An open letter to my wife.
WHY DO YOU LOVE ME?
I am moody and can’t seem to let go of those thing that bother me the most. I stew about the littlest thing and turn it into a crisis of biblical proportions.
WHY DO YOU LOVE ME?
I am controlling and demanding to the point that I feel like I stifle you and make you feel less than full. I know that part of it is my over protective nature, but I also recognize that it is inherent mistrust.
WHY DO YOU LOVE ME?
I am jealous and find it hard to trust anyone. I am too analytical and continually over analyze things; taking the most pessimistic outlook on a given situation without offering the benefit of the doubt.
WHY DO YOU LOVE ME?
I put myself and you into situations that just compound our struggles, yet I am resentful when I am put into situations by others.
WHY DO YOU LOVE ME?
I am critical and at times, I am disgusted by the children and do not hide my disdain for them or their life choices.
WHY DO YOU LOVE ME?
I am miserly, to the point of Ebeneezer Scrooge, when it comes to giving to others, but feel little compunction or guilt when I want to buy something for myself.

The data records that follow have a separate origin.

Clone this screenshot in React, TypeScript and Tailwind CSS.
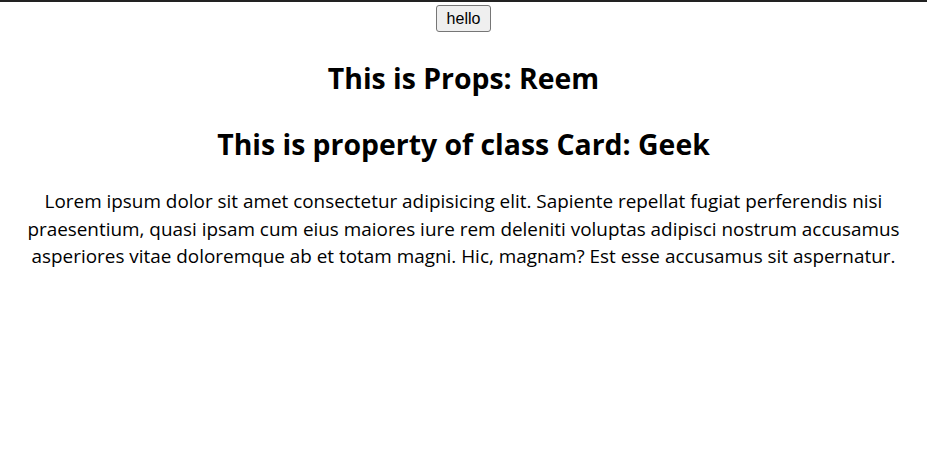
export default function App() {
  return (
    <div className="min-h-screen bg-white border-t-2 border-[#222] text-black" style={{ fontFamily: '"Open Sans", "Noto Sans", sans-serif' }}>
      <div className="flex flex-col items-center text-center">
        <button
          className="mt-[3px] h-[27px] px-[10px] bg-[#efefef] border border-[#767676] rounded-[3px] text-[16px] leading-none"
          style={{ fontFamily: '"Liberation Sans", Arial, sans-serif' }}
        >
          hello
        </button>
        <h2 className="mt-[28px] text-[28.4px] font-bold leading-[36px]">This is Props: Reem</h2>
        <h2 className="mt-[30px] text-[28.4px] font-bold leading-[36px]">This is property of class Card: Geek</h2>
        <p className="mt-[26px] px-[20px] text-[18.9px] leading-[27.6px]">
          Lorem ipsum dolor sit amet consectetur adipisicing elit. Sapiente repellat fugiat perferendis nisi
          praesentium, quasi ipsam cum eius maiores iure rem deleniti voluptas adipisci nostrum accusamus
          asperiores vitae doloremque ab et totam magni. Hic, magnam? Est esse accusamus sit aspernatur.
        </p>
      </div>
    </div>
  )
}
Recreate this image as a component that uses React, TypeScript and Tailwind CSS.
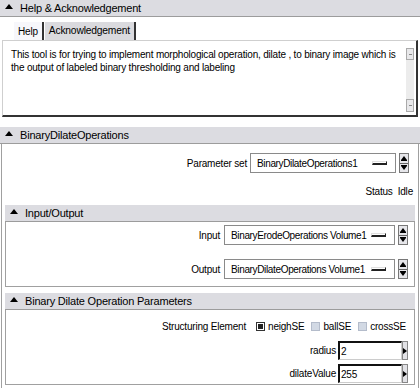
import React from 'react';

const UpTri = () => (
  <span className="inline-block w-0 h-0 border-l-[4px] border-r-[4px] border-b-[5px] border-l-transparent border-r-transparent border-b-black" />
);

const Header = ({ title, className = '' }: { title: string; className?: string }) => (
  <div className={`h-[17px] flex items-center bg-[#dcdce1] border-b border-[#9c9c9c] ${className}`}>
    <span className="ml-[5px] mr-[7px] mb-[4px] flex"><UpTri /></span>
    <span className="leading-none text-[11px]">{title}</span>
  </div>
);

const Spinner = () => (
  <div className="flex flex-col w-[10px] h-[20px] ml-[3px] border border-[#777] bg-[#e6e6ea]">
    <div className="flex-1 flex flex-col items-center justify-center border-b border-[#666]">
      <span className="inline-block w-0 h-0 border-l-[3px] border-r-[3px] border-b-[4px] border-l-transparent border-r-transparent border-b-black" />
      <span className="w-[6px] h-px bg-black" />
    </div>
    <div className="flex-1 flex flex-col items-center justify-center">
      <span className="w-[6px] h-px bg-black" />
      <span className="inline-block w-0 h-0 border-l-[3px] border-r-[3px] border-t-[4px] border-l-transparent border-r-transparent border-t-black" />
    </div>
  </div>
);

const Combo = ({ value, className }: { value: string; className: string }) => (
  <div className={`h-[20px] flex items-center border border-[#8a8a8a] bg-white pl-[6px] pr-[8px] ${className}`}>
    <span className="flex-1 whitespace-nowrap tracking-[-0.35px]">{value}</span>
    <span className="ml-[4px] w-[15px] h-[4px] border-t border-l border-[#e0e0e0] border-b-2 border-r border-b-[#222] border-r-[#222]" />
  </div>
);

const Check = ({ label, checked }: { label: string; checked?: boolean }) => (
  <div className="flex items-center">
    {checked ? (
      <span className="w-[9px] h-[9px] border border-[#333] bg-white flex items-center justify-center">
        <span className="w-[5px] h-[5px] bg-[#222]" />
      </span>
    ) : (
      <span className="w-[9px] h-[9px] border border-[#b4bccb] bg-[#d2d9e4]" />
    )}
    <span className="ml-[3px]">{label}</span>
  </div>
);

const Field = ({ label, value }: { label: string; value: string }) => (
  <div className="flex items-center justify-end">
    <span className="mr-[2px]">{label}</span>
    <div className="w-[64px] h-[19px] flex items-center bg-white border-t-2 border-l-2 border-[#111] border-r border-b border-r-[#ccc] border-b-[#ccc] pl-[1px]">
      {value}
    </div>
    <div className="w-[6px] h-[19px] flex items-center justify-center bg-[#e2e2e6] border border-[#888]">
      <span className="inline-block w-0 h-0 border-t-[3px] border-b-[3px] border-l-[4px] border-t-transparent border-b-transparent border-l-black" />
    </div>
  </div>
);

export default function App() {
  return (
    <div
      className="w-[420px] h-[388px] overflow-hidden bg-white text-black text-[10px] tracking-[-0.2px] flex flex-col"
      style={{ fontFamily: '"Liberation Sans", Arial, sans-serif' }}
    >
      <Header title="Help & Acknowledgement" />

      {/* tabs */}
      <div className="flex pl-[14px] pt-[5px] h-[23px]">
        <div className="h-[18px] px-[4px] flex items-center bg-[#f7f7fb] border-r-2 border-[#333]">Help</div>
        <div className="h-[18px] px-[4px] ml-px flex items-center bg-[#dadade] border-r-2 border-[#333] text-[10.3px]">Acknowledgement</div>
      </div>

      {/* text area */}
      <div className="mx-[2px] h-[77px] flex border-t border-l border-[#cfcfcf] border-r-2 border-b-2 border-r-[#333] border-b-[#333] bg-white">
        <div className="flex-1 pl-[8px] pt-[7px] leading-[13px]">
          <div className="whitespace-nowrap">This tool is for trying to implement morphological operation, dilate , to binary image which is</div>
          <div className="whitespace-nowrap">the output of labeled binary thresholding and labeling</div>
        </div>
        <div className="w-[8px] mr-[2px] mt-[7px] mb-[3px] flex flex-col bg-[#ececec]">
          <div className="h-[12px] bg-[#e8e8ea] border border-[#aaa] flex items-center justify-center">
            <span className="w-[3px] h-px bg-[#888]" />
          </div>
          <div className="flex-1" />
          <div className="h-[13px] bg-[#e8e8ea] border border-[#aaa] flex items-center justify-center">
            <span className="w-[3px] h-px bg-[#888]" />
          </div>
        </div>
      </div>

      <div className="h-[10px]" />
      <Header title="BinaryDilateOperations" />

      <div className="flex-1 mx-[1px] border-l border-r border-[#a0a0a0] flex flex-col">
        <div className="flex items-center justify-end pr-[9px] pt-[9px]">
          <span className="mr-[3px]">Parameter set</span>
          <Combo value="BinaryDilateOperations1" className="w-[146px]" />
          <Spinner />
        </div>
        <div className="flex justify-end pr-[5px] mt-[12px] h-[13px] items-center">
          <span>Status</span>
          <span className="ml-[5px]">Idle</span>
        </div>

        <div className="mx-[3px] mt-[7px]">
          <Header title="Input/Output" />
          <div className="border-l border-r border-b border-[#a0a0a0] pr-[6px] pt-[3px] pb-[7px] flex flex-col gap-[14px]">
            <div className="flex items-center justify-end">
              <span className="mr-[4px]">Input</span>
              <Combo value="BinaryErodeOperations Volume1" className="w-[171px]" />
              <Spinner />
            </div>
            <div className="flex items-center justify-end">
              <span className="mr-[4px]">Output</span>
              <Combo value="BinaryDilateOperations Volume1" className="w-[171px]" />
              <Spinner />
            </div>
          </div>
        </div>

        <div className="mx-[3px] mt-[6px]">
          <Header title="Binary Dilate Operation Parameters" />
          <div className="border-l border-r border-b border-[#a0a0a0] pr-[6px] pt-[9px] pb-[1px] flex flex-col">
            <div className="flex items-center justify-end pr-[2px] h-[14px]">
              <span className="mr-[10px]">Structuring Element</span>
              <div className="flex items-center gap-[7px]">
                <Check label="neighSE" checked />
                <Check label="ballSE" />
                <Check label="crossSE" />
              </div>
            </div>
            <div className="mt-[8px] flex flex-col gap-[4px]">
              <Field label="radius" value="2" />
              <Field label="dilateValue" value="255" />
            </div>
          </div>
        </div>
      </div>
    </div>
  );
}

The only thing stopping me, in most cases is that I want to make sure the bills are paid for first.
I ask myself this question daily, and every day, you just smile at me and for that brief moment, I know the answer. Then the grayness seeps back in and I wonder again.
Can you show me WHY YOU LOVE ME? Can you put a tangible value or phrase on WHY YOU LOVE ME?
Or do I just have to believe and trust that you do?
3 comments:
Wow, that's a lot of *why* there. What did she say?
~vk~
Aw...that was very sweet!
Wow...very touching. And yes, you need to trust that she does.